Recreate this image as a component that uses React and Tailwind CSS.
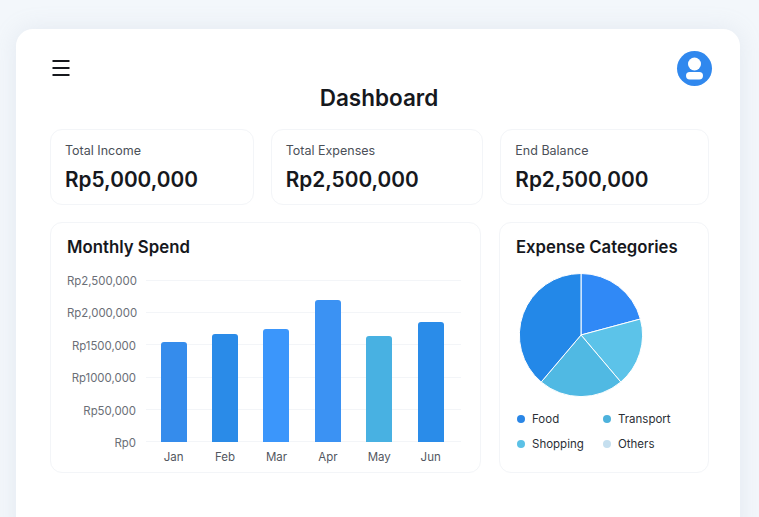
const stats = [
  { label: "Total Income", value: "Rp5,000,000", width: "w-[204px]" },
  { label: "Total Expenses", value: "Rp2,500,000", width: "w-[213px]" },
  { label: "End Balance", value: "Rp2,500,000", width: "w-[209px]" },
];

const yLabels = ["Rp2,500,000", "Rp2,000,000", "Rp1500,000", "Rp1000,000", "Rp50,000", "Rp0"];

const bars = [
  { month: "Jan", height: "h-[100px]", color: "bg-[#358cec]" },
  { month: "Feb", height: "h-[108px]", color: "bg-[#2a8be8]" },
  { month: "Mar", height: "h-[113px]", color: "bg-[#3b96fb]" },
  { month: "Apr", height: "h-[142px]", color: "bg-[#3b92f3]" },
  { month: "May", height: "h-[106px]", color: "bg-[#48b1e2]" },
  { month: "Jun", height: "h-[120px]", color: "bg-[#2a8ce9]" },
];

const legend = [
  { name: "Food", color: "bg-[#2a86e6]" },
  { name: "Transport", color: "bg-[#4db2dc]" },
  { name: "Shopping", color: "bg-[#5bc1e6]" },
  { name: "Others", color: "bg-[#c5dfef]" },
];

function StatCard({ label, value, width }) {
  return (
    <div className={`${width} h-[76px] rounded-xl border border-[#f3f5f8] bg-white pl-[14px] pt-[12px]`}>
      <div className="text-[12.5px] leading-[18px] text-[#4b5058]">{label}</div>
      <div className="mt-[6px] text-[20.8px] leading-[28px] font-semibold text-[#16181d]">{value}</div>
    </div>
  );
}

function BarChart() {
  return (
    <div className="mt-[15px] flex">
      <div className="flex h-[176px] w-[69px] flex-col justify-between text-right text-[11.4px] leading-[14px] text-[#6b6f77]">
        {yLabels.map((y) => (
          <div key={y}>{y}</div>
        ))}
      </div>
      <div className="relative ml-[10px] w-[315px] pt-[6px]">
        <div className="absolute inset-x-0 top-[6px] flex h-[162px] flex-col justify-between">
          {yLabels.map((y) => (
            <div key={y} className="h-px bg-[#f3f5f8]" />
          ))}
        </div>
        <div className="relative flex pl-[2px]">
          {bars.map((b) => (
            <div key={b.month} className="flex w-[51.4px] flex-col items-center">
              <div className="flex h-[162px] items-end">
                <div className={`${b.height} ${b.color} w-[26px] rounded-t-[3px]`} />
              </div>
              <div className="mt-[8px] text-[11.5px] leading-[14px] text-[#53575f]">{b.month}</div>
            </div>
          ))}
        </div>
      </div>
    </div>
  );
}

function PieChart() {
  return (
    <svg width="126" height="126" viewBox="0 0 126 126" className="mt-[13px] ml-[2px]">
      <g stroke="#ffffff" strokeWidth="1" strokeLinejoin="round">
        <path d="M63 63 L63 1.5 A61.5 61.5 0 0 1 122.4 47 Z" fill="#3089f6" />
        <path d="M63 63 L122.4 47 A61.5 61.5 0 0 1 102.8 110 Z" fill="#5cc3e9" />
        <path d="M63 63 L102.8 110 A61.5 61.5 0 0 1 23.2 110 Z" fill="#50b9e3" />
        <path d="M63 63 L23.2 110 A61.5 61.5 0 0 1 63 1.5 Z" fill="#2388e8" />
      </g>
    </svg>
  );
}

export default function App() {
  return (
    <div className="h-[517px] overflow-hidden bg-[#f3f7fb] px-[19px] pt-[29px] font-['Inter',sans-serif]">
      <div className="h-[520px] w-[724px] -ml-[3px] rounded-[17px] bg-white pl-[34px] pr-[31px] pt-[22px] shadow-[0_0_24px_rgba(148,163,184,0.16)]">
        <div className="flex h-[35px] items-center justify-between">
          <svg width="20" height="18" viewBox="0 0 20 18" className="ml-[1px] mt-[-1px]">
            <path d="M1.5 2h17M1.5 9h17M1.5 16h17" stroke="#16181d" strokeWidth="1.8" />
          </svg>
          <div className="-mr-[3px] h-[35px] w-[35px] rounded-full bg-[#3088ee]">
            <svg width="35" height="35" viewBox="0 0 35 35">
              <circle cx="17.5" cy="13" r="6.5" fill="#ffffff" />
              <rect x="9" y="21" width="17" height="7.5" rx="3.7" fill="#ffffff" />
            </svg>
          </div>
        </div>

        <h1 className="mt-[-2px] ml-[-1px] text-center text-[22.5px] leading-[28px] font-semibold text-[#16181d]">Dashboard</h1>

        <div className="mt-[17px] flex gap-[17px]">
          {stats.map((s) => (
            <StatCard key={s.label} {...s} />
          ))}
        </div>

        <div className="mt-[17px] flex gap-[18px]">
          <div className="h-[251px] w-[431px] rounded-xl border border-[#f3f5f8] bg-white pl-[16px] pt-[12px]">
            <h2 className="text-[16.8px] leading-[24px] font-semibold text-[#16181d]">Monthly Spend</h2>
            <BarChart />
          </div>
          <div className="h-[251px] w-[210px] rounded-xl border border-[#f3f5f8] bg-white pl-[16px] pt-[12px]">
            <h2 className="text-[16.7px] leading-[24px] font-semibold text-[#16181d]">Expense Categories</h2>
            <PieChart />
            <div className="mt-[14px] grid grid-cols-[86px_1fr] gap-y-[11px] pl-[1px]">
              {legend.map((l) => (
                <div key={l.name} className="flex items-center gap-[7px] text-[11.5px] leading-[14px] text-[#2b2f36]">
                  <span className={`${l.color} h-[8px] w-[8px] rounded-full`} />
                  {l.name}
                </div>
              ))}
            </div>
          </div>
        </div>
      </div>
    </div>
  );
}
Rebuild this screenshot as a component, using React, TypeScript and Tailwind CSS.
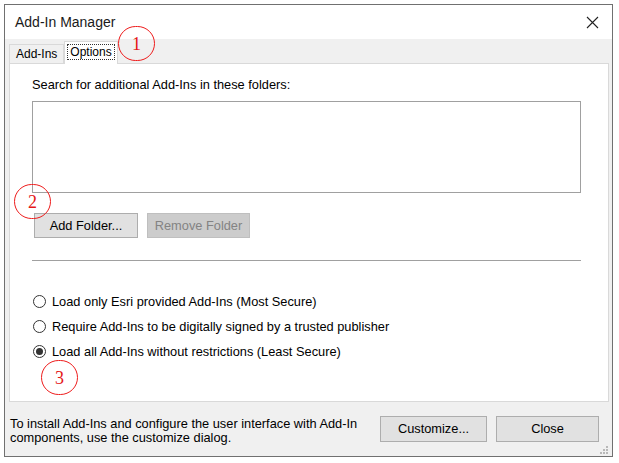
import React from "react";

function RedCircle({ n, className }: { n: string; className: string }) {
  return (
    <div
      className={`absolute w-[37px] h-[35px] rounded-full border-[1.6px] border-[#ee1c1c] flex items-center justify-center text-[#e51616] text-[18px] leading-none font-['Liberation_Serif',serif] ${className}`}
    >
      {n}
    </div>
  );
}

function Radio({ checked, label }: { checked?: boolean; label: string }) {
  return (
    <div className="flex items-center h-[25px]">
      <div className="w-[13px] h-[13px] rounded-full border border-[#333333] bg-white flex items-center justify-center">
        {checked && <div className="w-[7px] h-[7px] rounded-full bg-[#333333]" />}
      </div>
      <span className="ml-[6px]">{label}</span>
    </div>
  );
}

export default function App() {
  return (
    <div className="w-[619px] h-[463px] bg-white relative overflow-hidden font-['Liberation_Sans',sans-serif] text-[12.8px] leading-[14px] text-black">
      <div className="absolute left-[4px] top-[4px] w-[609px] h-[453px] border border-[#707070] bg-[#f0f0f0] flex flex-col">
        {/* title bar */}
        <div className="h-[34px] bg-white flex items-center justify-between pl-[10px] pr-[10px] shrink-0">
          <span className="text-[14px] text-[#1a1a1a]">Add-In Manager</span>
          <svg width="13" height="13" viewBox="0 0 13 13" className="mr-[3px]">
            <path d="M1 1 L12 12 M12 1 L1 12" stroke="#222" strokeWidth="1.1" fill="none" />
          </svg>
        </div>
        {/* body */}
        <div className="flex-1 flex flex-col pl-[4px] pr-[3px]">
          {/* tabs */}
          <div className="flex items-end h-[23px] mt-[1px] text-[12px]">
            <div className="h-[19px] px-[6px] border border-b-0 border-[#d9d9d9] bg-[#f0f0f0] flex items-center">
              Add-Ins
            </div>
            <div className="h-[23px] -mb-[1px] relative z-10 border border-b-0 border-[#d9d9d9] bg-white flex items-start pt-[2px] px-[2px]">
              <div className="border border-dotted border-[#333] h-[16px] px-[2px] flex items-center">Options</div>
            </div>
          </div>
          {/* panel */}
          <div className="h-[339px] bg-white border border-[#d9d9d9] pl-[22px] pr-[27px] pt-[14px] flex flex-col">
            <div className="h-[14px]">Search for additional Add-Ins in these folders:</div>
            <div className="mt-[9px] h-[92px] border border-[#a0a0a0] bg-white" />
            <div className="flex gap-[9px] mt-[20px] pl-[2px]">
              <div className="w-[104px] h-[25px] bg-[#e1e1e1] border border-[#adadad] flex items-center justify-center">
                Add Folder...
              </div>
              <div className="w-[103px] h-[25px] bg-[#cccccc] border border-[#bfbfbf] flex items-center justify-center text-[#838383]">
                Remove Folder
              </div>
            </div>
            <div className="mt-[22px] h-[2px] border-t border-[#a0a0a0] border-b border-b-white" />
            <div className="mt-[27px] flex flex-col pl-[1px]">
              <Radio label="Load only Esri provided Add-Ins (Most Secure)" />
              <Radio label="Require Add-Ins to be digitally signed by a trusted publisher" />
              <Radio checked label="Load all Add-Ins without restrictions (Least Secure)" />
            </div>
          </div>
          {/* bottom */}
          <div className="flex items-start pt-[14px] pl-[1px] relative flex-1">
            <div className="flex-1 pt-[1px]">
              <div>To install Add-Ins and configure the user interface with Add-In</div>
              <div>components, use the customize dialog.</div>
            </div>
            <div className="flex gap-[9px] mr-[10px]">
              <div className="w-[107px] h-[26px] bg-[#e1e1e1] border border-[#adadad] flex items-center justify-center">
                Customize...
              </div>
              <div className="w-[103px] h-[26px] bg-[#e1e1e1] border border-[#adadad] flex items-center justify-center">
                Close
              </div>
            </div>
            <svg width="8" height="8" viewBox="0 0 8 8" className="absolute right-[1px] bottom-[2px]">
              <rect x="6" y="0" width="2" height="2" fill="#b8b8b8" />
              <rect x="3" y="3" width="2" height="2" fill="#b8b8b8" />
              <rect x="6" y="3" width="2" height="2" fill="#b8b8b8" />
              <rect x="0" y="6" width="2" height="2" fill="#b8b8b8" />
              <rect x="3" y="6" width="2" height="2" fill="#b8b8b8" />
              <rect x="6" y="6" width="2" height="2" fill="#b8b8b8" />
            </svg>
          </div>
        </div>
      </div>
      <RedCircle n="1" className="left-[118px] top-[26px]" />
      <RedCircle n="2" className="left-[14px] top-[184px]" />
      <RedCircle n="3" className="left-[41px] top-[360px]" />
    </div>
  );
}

★ ★ ★

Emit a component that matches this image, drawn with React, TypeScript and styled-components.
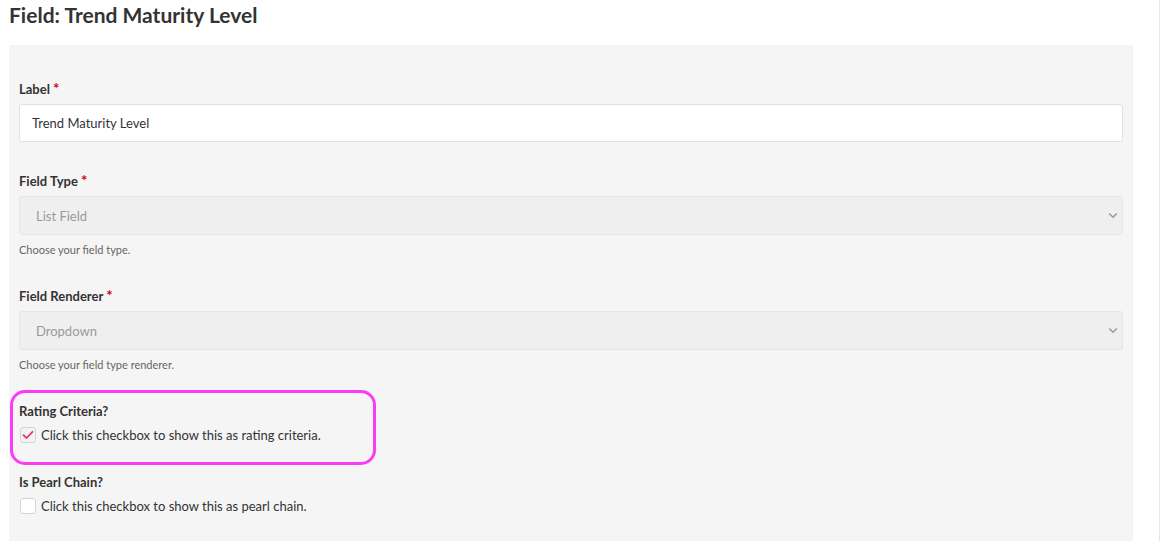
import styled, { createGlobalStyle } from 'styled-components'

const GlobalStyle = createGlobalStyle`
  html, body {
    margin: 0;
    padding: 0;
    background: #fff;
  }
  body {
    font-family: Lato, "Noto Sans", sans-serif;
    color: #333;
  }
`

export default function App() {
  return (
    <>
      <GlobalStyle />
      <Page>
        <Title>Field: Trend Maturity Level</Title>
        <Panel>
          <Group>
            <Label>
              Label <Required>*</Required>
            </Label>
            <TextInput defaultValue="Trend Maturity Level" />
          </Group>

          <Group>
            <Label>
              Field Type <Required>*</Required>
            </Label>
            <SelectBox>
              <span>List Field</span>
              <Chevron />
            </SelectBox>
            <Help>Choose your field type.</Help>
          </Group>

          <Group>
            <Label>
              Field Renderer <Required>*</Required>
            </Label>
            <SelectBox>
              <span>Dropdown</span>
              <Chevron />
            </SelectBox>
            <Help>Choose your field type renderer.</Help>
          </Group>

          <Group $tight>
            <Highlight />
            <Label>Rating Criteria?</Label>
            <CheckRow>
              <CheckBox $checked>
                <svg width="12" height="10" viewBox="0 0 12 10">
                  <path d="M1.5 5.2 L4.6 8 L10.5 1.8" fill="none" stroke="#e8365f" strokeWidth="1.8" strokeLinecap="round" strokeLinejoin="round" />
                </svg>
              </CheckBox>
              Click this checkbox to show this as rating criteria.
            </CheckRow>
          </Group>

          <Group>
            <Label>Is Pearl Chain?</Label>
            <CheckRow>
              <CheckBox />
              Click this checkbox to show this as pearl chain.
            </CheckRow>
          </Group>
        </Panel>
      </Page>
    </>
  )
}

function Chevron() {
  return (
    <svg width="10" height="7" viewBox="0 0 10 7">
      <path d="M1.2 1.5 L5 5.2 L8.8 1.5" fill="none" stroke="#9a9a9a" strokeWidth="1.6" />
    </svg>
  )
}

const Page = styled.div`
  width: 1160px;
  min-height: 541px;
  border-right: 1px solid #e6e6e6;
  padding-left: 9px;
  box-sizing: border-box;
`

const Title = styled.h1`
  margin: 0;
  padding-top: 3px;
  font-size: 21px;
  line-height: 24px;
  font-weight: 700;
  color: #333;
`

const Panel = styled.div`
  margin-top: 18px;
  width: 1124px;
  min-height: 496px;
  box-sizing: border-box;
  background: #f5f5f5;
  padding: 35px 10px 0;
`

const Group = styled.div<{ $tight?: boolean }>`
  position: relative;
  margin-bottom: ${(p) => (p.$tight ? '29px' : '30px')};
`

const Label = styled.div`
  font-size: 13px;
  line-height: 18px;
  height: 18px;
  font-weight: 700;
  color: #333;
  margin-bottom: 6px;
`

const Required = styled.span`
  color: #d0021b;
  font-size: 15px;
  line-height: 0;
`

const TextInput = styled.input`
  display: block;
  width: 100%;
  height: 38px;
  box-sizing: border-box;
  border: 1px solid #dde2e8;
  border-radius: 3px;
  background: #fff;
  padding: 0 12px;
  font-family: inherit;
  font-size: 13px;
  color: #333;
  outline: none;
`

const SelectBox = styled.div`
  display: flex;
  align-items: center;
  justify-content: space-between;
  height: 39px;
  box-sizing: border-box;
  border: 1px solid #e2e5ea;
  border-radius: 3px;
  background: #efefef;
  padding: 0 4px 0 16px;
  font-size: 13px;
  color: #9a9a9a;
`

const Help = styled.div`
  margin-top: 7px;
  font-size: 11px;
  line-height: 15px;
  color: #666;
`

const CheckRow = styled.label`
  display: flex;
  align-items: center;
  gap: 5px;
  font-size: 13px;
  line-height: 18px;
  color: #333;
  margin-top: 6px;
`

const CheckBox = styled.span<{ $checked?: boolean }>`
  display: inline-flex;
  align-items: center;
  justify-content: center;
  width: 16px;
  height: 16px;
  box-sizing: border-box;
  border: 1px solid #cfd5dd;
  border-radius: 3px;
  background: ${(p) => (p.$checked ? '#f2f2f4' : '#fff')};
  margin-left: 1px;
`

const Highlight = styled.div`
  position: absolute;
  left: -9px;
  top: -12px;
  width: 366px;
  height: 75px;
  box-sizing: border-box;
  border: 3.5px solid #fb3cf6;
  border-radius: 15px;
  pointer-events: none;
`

★ ★ ★

> THE PROBLEM:
Pull out all lines containing the word "that" from the entries above.

> WRITTEN RESPONSE:
Recreate this image as a component that uses React and Tailwind CSS.
Emit a component that matches this image, drawn with React, TypeScript and styled-components.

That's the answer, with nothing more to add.